It wasn't that his parents were lazy or neglectful, and it wasn't because they both worked. This was a simple lesson: To overcome obstacles and succeed in life, you've first got to learn how to take care of yourself.

Five years earlier, at age 6, Maring was accidentally shot in the left eye with a toy bow and arrow by a neighborhood prankster. The eye was permanently blinded, and Maring still wears dark glasses to protect himself from painful bright light.

Making pancakes and sandwiches might be an unusual way to cope with an injury that makes you look different from the other kids (his eye still wanders sometimes), or prevents you from playing football, your favorite sport. But maybe Mom was on to something.

Today, Maring is a physician and surgeon with 36 years of experience in obstetrics and gynecology, and an administrator who helped start an innovative neurosurgery unit for children. He's also a skilled cook with a passion for food.

"I've always enjoyed cooking, but it wasn't until my son was born [in 1980] that I got really serious about it," Maring says. "That's when I started vegetable gardening and double-digging [a soil preparation technique], and measuring the pH in the soil. That was my earliest glimmer of organic gardening. It gave me great pleasure to feed him stuff that I had grown."

He wasn't always so health conscious. When he was a kid, around the same time he started cooking, Maring also picked up another long-term habit: smoking.

"I remember sitting in an ice cream parlor, having a cigarette, and eating a sundae. All of a sudden I heard this knock on the window and there was my father outside the door, looking at me and gesturing, 'Get out here.' My mistake was taking one more drag on the cigarette and putting it out while he was watching. That didn't go over very well. I was busted."
Still, he says, laughing, "I didn't start smoking a whole pack a day until I was 13 years old." He didn't kick the habit until his 30s.

There were no doctors in his family, but Maring knew he wanted to be a physician early on, thanks to an ophthalmologist who treated him in the years after his injury.
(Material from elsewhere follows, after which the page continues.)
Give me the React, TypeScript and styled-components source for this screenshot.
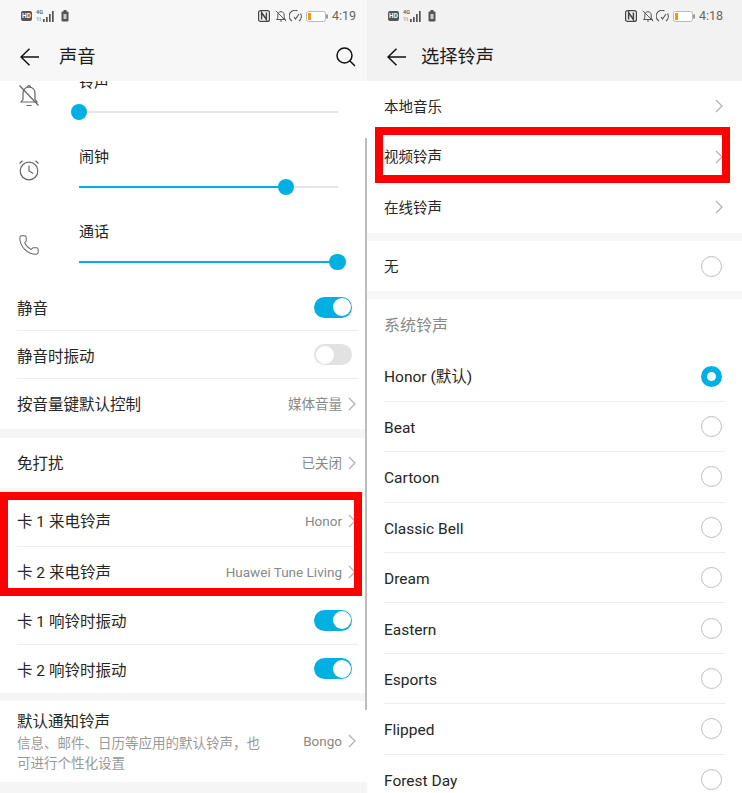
import { FC, ReactNode } from "react";
import styled, { createGlobalStyle } from "styled-components";
import { Phone as PhoneGlyph } from "lucide-react";

const ACCENT = "#00b0e2";

const GlobalStyle = createGlobalStyle`
  html, body {
    margin: 0;
    padding: 0;
    background: #fff;
  }
  body {
    font-family: Roboto, "Noto Sans CJK SC", sans-serif;
    color: #222;
  }
`;

const Page = styled.div`
  display: grid;
  grid-template-columns: 367px 375px;
  width: 742px;
  height: 793px;
  overflow: hidden;
`;

const Phone = styled.section`
  position: relative;
  display: flex;
  flex-direction: column;
  height: 793px;
  overflow: hidden;
  background: #fff;
`;

const Header = styled.header<{ $bg: string; $right: number }>`
  flex: none;
  height: 81px;
  padding: 0 ${(p) => p.$right}px 0 0;
  background: ${(p) => p.$bg};
  box-sizing: border-box;
`;

const Status = styled.div`
  display: flex;
  align-items: center;
  justify-content: space-between;
  height: 32px;
  padding-left: 21px;
`;

const StatusGroup = styled.div`
  display: flex;
  align-items: center;
`;

const HdBadge = styled.span`
  display: flex;
  align-items: center;
  justify-content: center;
  width: 11px;
  height: 10px;
  border-radius: 2px;
  background: #555;
  color: #fff;
  font-size: 6.5px;
  font-weight: 700;
  line-height: 1;
`;

const Network = styled.span`
  display: flex;
  flex-direction: column;
  gap: 2px;
  width: 8px;
  margin-left: 4px;
  color: #666;
  font-size: 5.5px;
  font-weight: 700;
  line-height: 1;
`;

const NetworkSub = styled.span`
  color: #aaa;
`;

const Time = styled.span`
  margin-left: 4px;
  color: #666;
  font-size: 12.5px;
  line-height: 1;
`;

const TitleBar = styled.div<{ $gap: number }>`
  display: flex;
  align-items: center;
  gap: ${(p) => p.$gap}px;
  height: 49px;
  padding-left: 20px;
`;

const Title = styled.h1`
  flex: 1;
  margin: 0;
  padding-top: 2px;
  color: #1c1c1c;
  font-size: 18.3px;
  font-weight: 400;
  line-height: 1;
`;

const Scroll = styled.div`
  flex: 1;
  overflow: hidden;
`;

const Offset = styled.div`
  margin-top: -22px;
`;

const SliderRow = styled.div`
  display: flex;
  height: 75px;
`;

const SliderIcon = styled.div`
  display: flex;
  justify-content: center;
  flex: none;
  width: 58px;
  padding-top: 25px;
  color: #666;
`;

const SliderBody = styled.div`
  width: 258.500px;
  margin-left: 21px;
`;

const SliderLabel = styled.div`
  height: 23px;
  padding-top: 14px;
  font-size: 15px;
  line-height: 18px;
  box-sizing: border-box;
  margin-bottom: 29px;
`;

const Track = styled.div`
  position: relative;
  height: 2px;
  background: #e6e6e6;
`;

const TrackFill = styled.div`
  height: 100%;
  background: ${ACCENT};
`;

const Thumb = styled.span`
  position: absolute;
  top: 50%;
  width: 16.500px;
  height: 16.500px;
  margin: -8.250px 0 0 -8.250px;
  border-radius: 50%;
  background: ${ACCENT};
`;

const Gap = styled.div<{ $h: number; $bg: string }>`
  height: ${(p) => p.$h}px;
  background: ${(p) => p.$bg};
`;

const Row = styled.div<{ $h: number; $inset: number; $divider?: boolean }>`
  display: flex;
  align-items: center;
  justify-content: space-between;
  height: ${(p) => p.$h}px;
  margin: 0 ${(p) => p.$inset}px 0 17px;
  box-sizing: border-box;
  border-bottom: ${(p) => (p.$divider ? "1px solid #eeeeee" : "0")};
`;

const RowLabel = styled.span<{ $size?: number; $up?: number; $down?: number }>`
  padding-top: ${(p) => p.$down ?? 0}px;
  padding-bottom: ${(p) => p.$up ?? 0}px;
  color: #262626;
  font-size: ${(p) => p.$size ?? 15.5}px;
  white-space: pre;
`;

const Side = styled.span`
  display: flex;
  align-items: center;
  gap: 6px;
  padding-right: 2px;
  color: #888;
  font-size: 13.5px;
  white-space: nowrap;
`;

const SideValue = styled.span<{ $latin?: boolean }>`
  padding-bottom: ${(p) => (p.$latin ? 0 : 2)}px;
`;

const ToggleTrack = styled.span<{ $on: boolean }>`
  display: flex;
  justify-content: ${(p) => (p.$on ? "flex-end" : "flex-start")};
  align-items: center;
  width: 38px;
  height: 21px;
  margin-right: 6px;
  padding: 0 1.5px;
  box-sizing: border-box;
  border-radius: 11px;
  background: ${(p) => (p.$on ? ACCENT : "#e2e2e2")};
`;

const ToggleKnob = styled.span`
  width: 18px;
  height: 18px;
  border-radius: 50%;
  background: #fff;
`;

const NotifyRow = styled.div`
  display: flex;
  align-items: center;
  justify-content: space-between;
  height: 81px;
  margin: 0 9px 0 17px;
`;

const NotifyText = styled.div`
  width: 250px;
`;

const NotifyHint = styled.div`
  margin-top: 2px;
  color: #999;
  font-size: 13.5px;
  line-height: 20px;
`;

const SectionTitle = styled.div`
  display: flex;
  align-items: center;
  height: 52.500px;
  padding: 0 0 2px 17px;
  box-sizing: border-box;
  color: #888;
  font-size: 16px;
`;

const Radio = styled.span<{ $on?: boolean }>`
  width: 21px;
  height: 21px;
  margin-right: 3.5px;
  box-sizing: border-box;
  border-radius: 50%;
  border: ${(p) => (p.$on ? `6px solid ${ACCENT}` : "1.3px solid #bdbdbd")};
`;

const Highlight = styled.div<{ $x: number; $y: number; $w: number; $h: number }>`
  position: absolute;
  left: ${(p) => p.$x}px;
  top: ${(p) => p.$y}px;
  width: ${(p) => p.$w}px;
  height: ${(p) => p.$h}px;
  box-sizing: border-box;
  border: 8px solid #ff0000;
`;

const Scrollbar = styled.div`
  position: absolute;
  left: 365px;
  top: 138px;
  width: 2px;
  height: 572px;
  background: #bdbdbd;
`;

const Chevron: FC = () => (
  <svg width="8" height="14" viewBox="0 0 8 14" fill="none" stroke="#b0b0b0" strokeWidth="1.2">
    <path d="M1 1l6 6-6 6" />
  </svg>
);

const BackArrow: FC = () => (
  <svg width="19" height="18" viewBox="0 0 19 18" fill="none" stroke="#111" strokeWidth="1.5">
    <path d="M19 9H1M9.5.8L1 9l8.5 8.2" />
  </svg>
);

const SearchIcon: FC = () => (
  <svg width="20" height="20" viewBox="0 0 20 20" fill="none" stroke="#111" strokeWidth="1.5">
    <circle cx="8.500" cy="8.500" r="7.500" />
    <path d="M14 14l5 5" />
  </svg>
);

const BellOffIcon: FC = () => (
  <svg width="22" height="24" viewBox="0 0 22 24" fill="none" stroke="#666" strokeWidth="1.2">
    <path d="M5 9.5c0-3.6 2.4-6.3 6-6.3s6 2.7 6 6.300v6l2 2.500H3l2-2.500z" />
    <path d="M9.500 2.800c.2-1.500 2.800-1.500 3 0M8.500 21.500h5M1.500 1.500l19 20" />
  </svg>
);

const AlarmIcon: FC = () => (
  <svg width="22" height="22" viewBox="0 0 22 22" fill="none" stroke="#666" strokeWidth="1.2">
    <circle cx="11" cy="12" r="8.800" />
    <path d="M11 6.500V12l4.200 2.500M1.500 4.500L4.500 1.800M20.500 4.500l-3-2.700" />
  </svg>
);

const SignalBars: FC = () => (
  <svg width="12" height="11" viewBox="0 0 12 11" fill="#555" style={{ marginLeft: -1 }}>
    <rect x="0" y="8" width="1.700" height="3" />
    <rect x="3" y="6" width="1.700" height="5" />
    <rect x="6" y="3" width="1.700" height="8" />
    <rect x="9" y="0" width="1.700" height="11" />
  </svg>
);

const SmallBattery: FC = () => (
  <svg width="8" height="12" viewBox="0 0 8 12" style={{ marginLeft: 6 }}>
    <rect x="2.500" y="0" width="3" height="2" fill="#555" />
    <rect x="0.500" y="1.500" width="7" height="10" rx="1" fill="#555" />
    <rect x="2.500" y="4" width="3" height="5" fill="#ccc" />
  </svg>
);

const NfcIcon: FC = () => (
  <svg width="12" height="12" viewBox="0 0 12 12" fill="none" stroke="#444" strokeWidth="1.200">
    <rect x="0.600" y="0.600" width="10.800" height="10.800" rx="2" />
    <path d="M3.600 9.500V2.500l4.800 7V2.500" strokeWidth="1.500" />
  </svg>
);

const MuteIcon: FC = () => (
  <svg width="12" height="12" viewBox="0 0 12 12" fill="none" stroke="#555" strokeWidth="1" style={{ marginLeft: 5 }}>
    <path d="M2.800 5c0-2 1.300-3.300 3.200-3.300S9.200 3 9.200 5v3l1.300 1.500h-9L2.800 8zM5 11h2M.8.800l10.400 10.400" />
  </svg>
);

const GaugeIcon: FC = () => (
  <svg width="13" height="12" viewBox="0 0 13 12" fill="none" stroke="#555" strokeWidth="1.100" style={{ marginLeft: 2 }}>
    <path d="M3 11A5.800 5.800 0 0 1 8.500 .8M11.500 3.500A5.800 5.800 0 0 1 10 11M5 7l1.500 2 3.500-5" />
  </svg>
);

const BatteryIcon: FC = () => (
  <svg width="22" height="11" viewBox="0 0 22 11" style={{ marginLeft: 4 }}>
    <rect x="0.500" y="0.500" width="19" height="10" rx="2" fill="#fff" stroke="#bbb" />
    <rect x="2" y="2" width="3" height="7" fill="#f59a00" />
    <rect x="20" y="3.500" width="2" height="4" fill="#999" />
  </svg>
);

const StatusBar: FC<{ time: string }> = ({ time }) => (
  <Status>
    <StatusGroup>
      <HdBadge>HD</HdBadge>
      <Network>
        4G
        <NetworkSub>1t</NetworkSub>
      </Network>
      <SignalBars />
      <SmallBattery />
    </StatusGroup>
    <StatusGroup>
      <NfcIcon />
      <MuteIcon />
      <GaugeIcon />
      <BatteryIcon />
      <Time>{time}</Time>
    </StatusGroup>
  </Status>
);

const Slider: FC<{ label: string; value: number; icon: ReactNode }> = ({ label, value, icon }) => (
  <SliderRow>
    <SliderIcon>{icon}</SliderIcon>
    <SliderBody>
      <SliderLabel>{label}</SliderLabel>
      <Track>
        <TrackFill style={{ width: `${value}%` }} />
        <Thumb style={{ left: `${value}%` }} />
      </Track>
    </SliderBody>
  </SliderRow>
);

const Toggle: FC<{ on: boolean }> = ({ on }) => (
  <ToggleTrack $on={on}>
    <ToggleKnob />
  </ToggleTrack>
);

const ValueRow: FC<{
  label: string;
  value?: string;
  latin?: boolean;
  h: number;
  divider?: boolean;
  inset?: number;
  size?: number;
}> = ({ label, value, latin, h, divider, inset = 9, size }) => (
  <Row $h={h} $inset={inset} $divider={divider}>
    <RowLabel $size={size} $up={2}>
      {label}
    </RowLabel>
    <Side>
      {value && <SideValue $latin={latin}>{value}</SideValue>}
      <Chevron />
    </Side>
  </Row>
);

const ToggleRow: FC<{ label: string; on: boolean; h: number; divider?: boolean }> = ({ label, on, h, divider }) => (
  <Row $h={h} $inset={9} $divider={divider}>
    <RowLabel>{label}</RowLabel>
    <Toggle on={on} />
  </Row>
);

const ringtones = ["Beat", "Cartoon", "Classic Bell", "Dream", "Eastern", "Esports", "Flipped", "Forest Day"];

const App: FC = () => {
  return (
    <Page>
      <GlobalStyle />
      <Phone>
        <Header $bg="#f7f7f7" $right={11}>
          <StatusBar time="4:19" />
          <TitleBar $gap={20}>
            <BackArrow />
            <Title>声音</Title>
            <SearchIcon />
          </TitleBar>
        </Header>
        <Scroll>
          <Offset>
            <Slider label="铃声" value={0} icon={<BellOffIcon />} />
            <Slider label="闹钟" value={80} icon={<AlarmIcon />} />
            <Slider label="通话" value={100} icon={<PhoneGlyph size={22} strokeWidth={1.1} color="#666" />} />
            <ToggleRow label="静音" on h={47} divider />
            <ToggleRow label="静音时振动" on={false} h={48} divider />
            <ValueRow label="按音量键默认控制" value="媒体音量" h={50} />
            <Gap $h={8.500} $bg="#f5f5f5" />
            <ValueRow label="免打扰" value="已关闭" h={50.500} />
            <Gap $h={8.500} $bg="#f5f5f5" />
            <ValueRow label="卡 1 来电铃声" value="Honor" latin h={50} divider />
            <ValueRow label="卡 2 来电铃声" value="Huawei Tune Living" latin h={50} />
            <ToggleRow label="卡 1 响铃时振动" on h={48} divider />
            <ToggleRow label="卡 2 响铃时振动" on h={48} />
            <Gap $h={8} $bg="#f5f5f5" />
            <NotifyRow>
              <NotifyText>
                <RowLabel>默认通知铃声</RowLabel>
                <NotifyHint>信息、邮件、日历等应用的默认铃声，也可进行个性化设置</NotifyHint>
              </NotifyText>
              <Side>
                <SideValue $latin>Bongo</SideValue>
                <Chevron />
              </Side>
            </NotifyRow>
            <Gap $h={20} $bg="#f5f5f5" />
          </Offset>
        </Scroll>
        <Scrollbar />
        <Highlight $x={0} $y={492} $w={362} $h={104} />
      </Phone>

      <Phone>
        <Header $bg="#f2f2f2" $right={19}>
          <StatusBar time="4:18" />
          <TitleBar $gap={15}>
            <BackArrow />
            <Title>选择铃声</Title>
          </TitleBar>
        </Header>
        <Scroll>
          <ValueRow label="本地音乐" h={50.500} inset={17} size={14.500} />
          <ValueRow label="视频铃声" h={50.500} inset={17} size={14.500} />
          <ValueRow label="在线铃声" h={50.500} inset={17} size={14.500} />
          <Gap $h={8.500} $bg="#f7f7f7" />
          <Row $h={50} $inset={17}>
            <RowLabel $size={14.500} $up={2}>
              无
            </RowLabel>
            <Radio />
          </Row>
          <Gap $h={8} $bg="#f7f7f7" />
          <SectionTitle>系统铃声</SectionTitle>
          <Row $h={50.400} $inset={17} $divider>
            <RowLabel $up={2}>Honor (默认)</RowLabel>
            <Radio $on />
          </Row>
          {ringtones.map((name) => (
            <Row key={name} $h={50.400} $inset={17} $divider>
              <RowLabel $down={3}>{name}</RowLabel>
              <Radio />
            </Row>
          ))}
        </Scroll>
        <Highlight $x={8} $y={127} $w={355} $h={56} />
      </Phone>
    </Page>
  );
};

export default App;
"I remember many, many times going to that doctor's office and seeing all the people in the waiting room. I remember how taken care of I felt when I would finally get to see the doctor. And that had an impression on me. While I wasn't actively thinking about going into medicine in high school, I was always interested in biology and the sciences. It was just the germination of an idea that medicine might be an interesting career."

Lately, Maring has turned his attention to the administrative side of medicine. First he helped establish a new pediatric neurosurgery unit, and then his interest in organic foods led him to create the Friday Fresh Farmer's Market at Kaiser Permanente Oakland Medical Center in May 2003. The weekly food fest was a hit, and dozens more Kaiser Permanente facilities have opened their own markets. Maring, meanwhile, has become a vocal advocate for using locally farmed, organic produce in the health care industry.

And most evenings he's back in his own kitchen, experimenting with recipes ranging from spice-rubbed chicken with mustard-chive sauce to Baja seafood chowder.

"There are lots of foods I haven't attempted yet," he says. "I know nothing about making a good curry, or much about Middle Eastern foods, for instance. You never run out opportunities to try new kinds of food because you usually eat three times a day."